The following piece is from our sister publication, Germination.
At the recent Field Crop Development Centre (FCDC) Field Day held during AgSmart on Aug. 2, the transformative evolution of agricultural technology and its impact on the seed industry came into focus when Marc Zienkiewicz sat down with Jennifer Zantinge, a biotechnology research scientist at Olds College and the FCDC, to talk about the future of cereal breeding.
In an insightful conversation, she reveals the pivotal role that innovative tools play in revolutionizing the seed breeding process. Traditionally, plant breeders relied on visual assessments of plants grown in the field to make selections. However, this approach faced limitations when it came to traits that are not easily discernible through visual inspection.

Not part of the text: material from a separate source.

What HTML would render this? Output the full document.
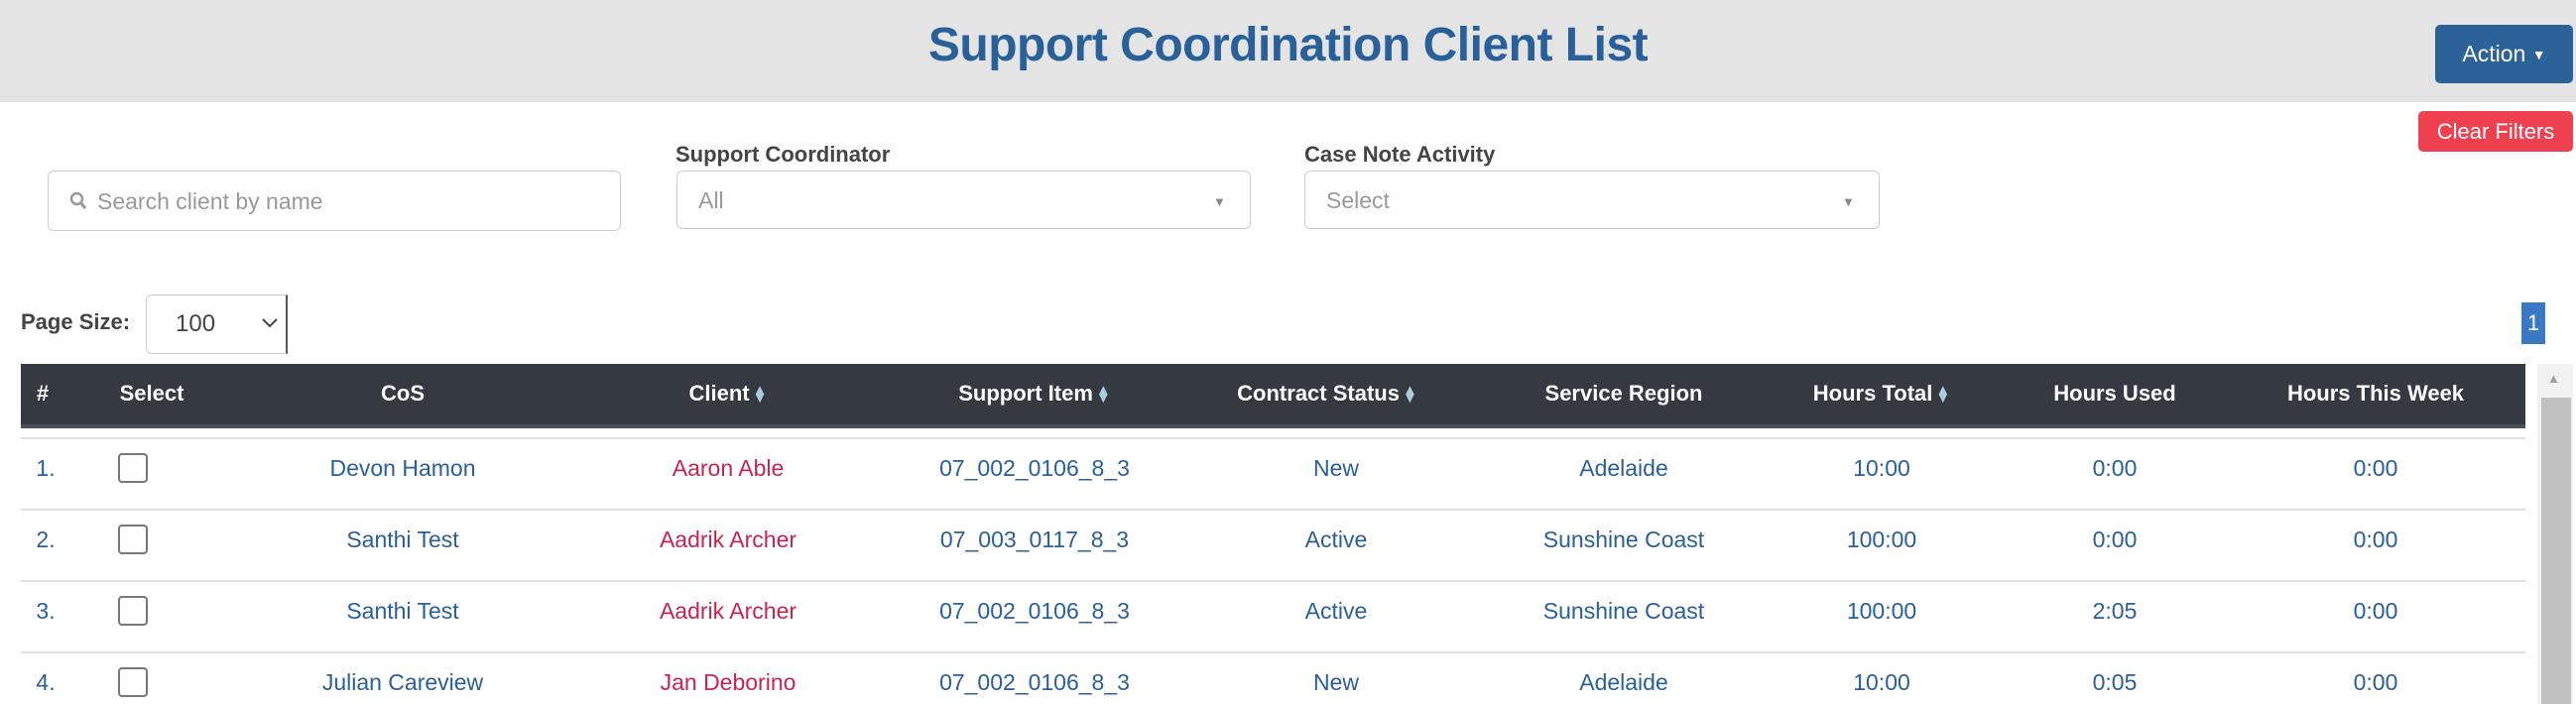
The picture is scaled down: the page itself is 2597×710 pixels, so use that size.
<!DOCTYPE html>
<html><head><meta charset="utf-8"><style>
*{box-sizing:border-box;margin:0;padding:0}
body{width:2597px;height:710px;overflow:hidden;background:#fff;font-family:"Liberation Sans",sans-serif;position:relative}
.a{position:absolute}
.hdr{left:0;top:0;width:2597px;height:103px;background:#e4e4e4}
.title{left:0;width:2597px;top:18px;text-align:center;font-size:48px;color:#2a6099;font-weight:bold;letter-spacing:-0.5px}
.btn{color:#fff;border-radius:5px;display:flex;align-items:center;justify-content:center}
.box{border:1.5px solid #ccc;border-radius:6px;background:#fff}
.lbl{font-size:22px;font-weight:bold;color:#444}
.ph{font-size:23px;color:#999}
.th{left:21px;top:367px;width:2525px;height:61px;background:#343a40}
.th2{left:21px;top:428px;width:2525px;height:4px;background:#4a5057}
.h{top:384px;color:#fff;font-weight:bold;font-size:22px;transform:translateX(-50%);white-space:nowrap}
.c{font-size:23px;color:#2a6099;transform:translateX(-50%);white-space:nowrap}
.r{color:#c7254e}
.sep{left:21px;width:2525px;height:2px;background:#dee2e6}
.cb{left:119px;width:30px;height:30px;border:2px solid #777;border-radius:4px}
.s{display:inline-block;font-size:15px;color:#a9cde0;line-height:8px;vertical-align:middle;margin-left:3px}
</style></head><body>
<div class="a hdr"></div>
<div class="a title">Support Coordination Client List</div>
<div class="a btn" style="left:2455px;top:25px;width:139px;height:59px;background:#2b6399;font-size:23px">Action&nbsp;<span style="font-size:14px">▼</span></div>
<div class="a btn" style="left:2438px;top:112px;width:156px;height:41px;background:#ef4050;font-size:22px">Clear Filters</div>

<div class="a box" style="left:48px;top:172px;width:578px;height:61px"></div>
<svg class="a" style="left:70px;top:193px" width="18" height="20" viewBox="0 0 18 20"><circle cx="7.5" cy="7.5" r="5.5" fill="none" stroke="#999" stroke-width="2.5"/><path d="M11 11l5 6" stroke="#999" stroke-width="3"/></svg>
<div class="a ph" style="left:98px;top:190px">Search client by name</div>

<div class="a lbl" style="left:681px;top:143px">Support Coordinator</div>
<div class="a box" style="left:682px;top:172px;width:579px;height:59px"></div>
<div class="a ph" style="left:704px;top:189px">All</div>
<div class="a" style="left:1223px;top:196px;font-size:13px;color:#888">▼</div>

<div class="a lbl" style="left:1315px;top:143px">Case Note Activity</div>
<div class="a box" style="left:1315px;top:172px;width:580px;height:59px"></div>
<div class="a ph" style="left:1337px;top:189px">Select</div>
<div class="a" style="left:1857px;top:196px;font-size:13px;color:#888">▼</div>

<div class="a lbl" style="left:21px;top:312px">Page Size:</div>
<div class="a box" style="left:147px;top:297px;width:143px;height:60px;border-right:2px solid #555;border-radius:6px 0 0 6px"></div>
<div class="a" style="left:177px;top:313px;font-size:24px;color:#444">100</div>
<svg class="a" style="left:263px;top:320px" width="18" height="12" viewBox="0 0 18 12"><path d="M2 2l7 7 7-7" fill="none" stroke="#444" stroke-width="2"/></svg>

<div class="a" style="left:2542px;top:305px;width:24px;height:42px;background:#3a78c3;color:#fff;font-size:22px;text-align:center;line-height:42px">1</div>

<div class="a th"></div><div class="a th2"></div>
<div class="a h" style="left:43px">#</div>
<div class="a h" style="left:153px">Select</div>
<div class="a h" style="left:406px">CoS</div>
<div class="a h" style="left:734px">Client<span class="s">▲<br>▼</span></div>
<div class="a h" style="left:1043px">Support Item<span class="s">▲<br>▼</span></div>
<div class="a h" style="left:1338px">Contract Status<span class="s">▲<br>▼</span></div>
<div class="a h" style="left:1637px">Service Region</div>
<div class="a h" style="left:1897px">Hours Total<span class="s">▲<br>▼</span></div>
<div class="a h" style="left:2132px">Hours Used</div>
<div class="a h" style="left:2395px">Hours This Week</div>

<div class="a" style="left:2558px;top:367px;width:36px;height:343px;background:#f1f1f1"></div>
<div class="a" style="left:2562px;top:401px;width:30px;height:309px;background:#c1c1c1"></div>
<div class="a" style="left:2568px;top:374px;font-size:13px;color:#a0a0a0">▲</div>

<div class="a sep" style="top:441px"></div>
<div class="a sep" style="top:513px"></div>
<div class="a sep" style="top:585px"></div>
<div class="a sep" style="top:657px"></div>

<div class="a cb" style="top:457px"></div>
<div class="a cb" style="top:529px"></div>
<div class="a cb" style="top:601px"></div>
<div class="a cb" style="top:673px"></div>

<div class="a c" style="left:46px;top:459px">1.</div>
<div class="a c" style="left:406px;top:459px">Devon Hamon</div>
<div class="a c r" style="left:734px;top:459px">Aaron Able</div>
<div class="a c" style="left:1043px;top:459px">07_002_0106_8_3</div>
<div class="a c" style="left:1347px;top:459px">New</div>
<div class="a c" style="left:1637px;top:459px">Adelaide</div>
<div class="a c" style="left:1897px;top:459px">10:00</div>
<div class="a c" style="left:2132px;top:459px">0:00</div>
<div class="a c" style="left:2395px;top:459px">0:00</div>

<div class="a c" style="left:46px;top:531px">2.</div>
<div class="a c" style="left:406px;top:531px">Santhi Test</div>
<div class="a c r" style="left:734px;top:531px">Aadrik Archer</div>
<div class="a c" style="left:1043px;top:531px">07_003_0117_8_3</div>
<div class="a c" style="left:1347px;top:531px">Active</div>
<div class="a c" style="left:1637px;top:531px">Sunshine Coast</div>
<div class="a c" style="left:1897px;top:531px">100:00</div>
<div class="a c" style="left:2132px;top:531px">0:00</div>
<div class="a c" style="left:2395px;top:531px">0:00</div>

<div class="a c" style="left:46px;top:603px">3.</div>
<div class="a c" style="left:406px;top:603px">Santhi Test</div>
<div class="a c r" style="left:734px;top:603px">Aadrik Archer</div>
<div class="a c" style="left:1043px;top:603px">07_002_0106_8_3</div>
<div class="a c" style="left:1347px;top:603px">Active</div>
<div class="a c" style="left:1637px;top:603px">Sunshine Coast</div>
<div class="a c" style="left:1897px;top:603px">100:00</div>
<div class="a c" style="left:2132px;top:603px">2:05</div>
<div class="a c" style="left:2395px;top:603px">0:00</div>

<div class="a c" style="left:46px;top:675px">4.</div>
<div class="a c" style="left:406px;top:675px">Julian Careview</div>
<div class="a c r" style="left:734px;top:675px">Jan Deborino</div>
<div class="a c" style="left:1043px;top:675px">07_002_0106_8_3</div>
<div class="a c" style="left:1347px;top:675px">New</div>
<div class="a c" style="left:1637px;top:675px">Adelaide</div>
<div class="a c" style="left:1897px;top:675px">10:00</div>
<div class="a c" style="left:2132px;top:675px">0:05</div>
<div class="a c" style="left:2395px;top:675px">0:00</div>
</body></html>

Zantinge delves into the intricacies of her work, which focuses on refining and modernizing the breeding pipeline. The process involves integrating a range of technologies to enhance the accuracy and efficiency of trait selection.
“For instance, some critical traits such as milk quality and disease resistance require advanced techniques like wet chemistry or DNA analysis, as they are not readily observable by simply looking at plants,” she says.
“Over the past two decades, there has been a revolutionary shift in the cost and feasibility of employing molecular markers and DNA analysis in breeding programs. Technological progress has democratized these tools, making them more accessible and cost-effective. Innovative methodologies utilizing fluorescent dyes and specialized equipment have streamlined the analysis process, reducing labor while increasing accuracy.”
Zantinge highlights the integration of digital data collection through drones and remote sensing. These technologies provide breeders with comprehensive insights into plant performance and environmental factors, enabling more informed decisions. The amalgamation of genetic data and field performance metrics allows the creation of algorithms and predictive models to aid in the selection of ideal breeding lines, she adds.
Sustainability emerges as a central theme in the conversation. She emphasizes that sustainability has long been a priority for farmers, and advancements in biotechnology align seamlessly with this goal. Research projects centered on improving nitrogen use efficiency and disease resistance exemplify the intersection of sustainability and technology. The introduction of genomic selection—comprehensive genetic analysis of the entire genome—augments traditional marker-assisted selection methods. This approach enables breeders to tackle complex traits influenced by multiple genes.
Zantinge envisions a future where these advancements continue to shape the landscape of agriculture. The integration of artificial intelligence may become more prevalent, facilitating even more precise and informed decision-making. Ultimately, the utilization of these technologies expedites the development of enhanced crop varieties that are well-suited to changing environmental conditions and consumer preferences.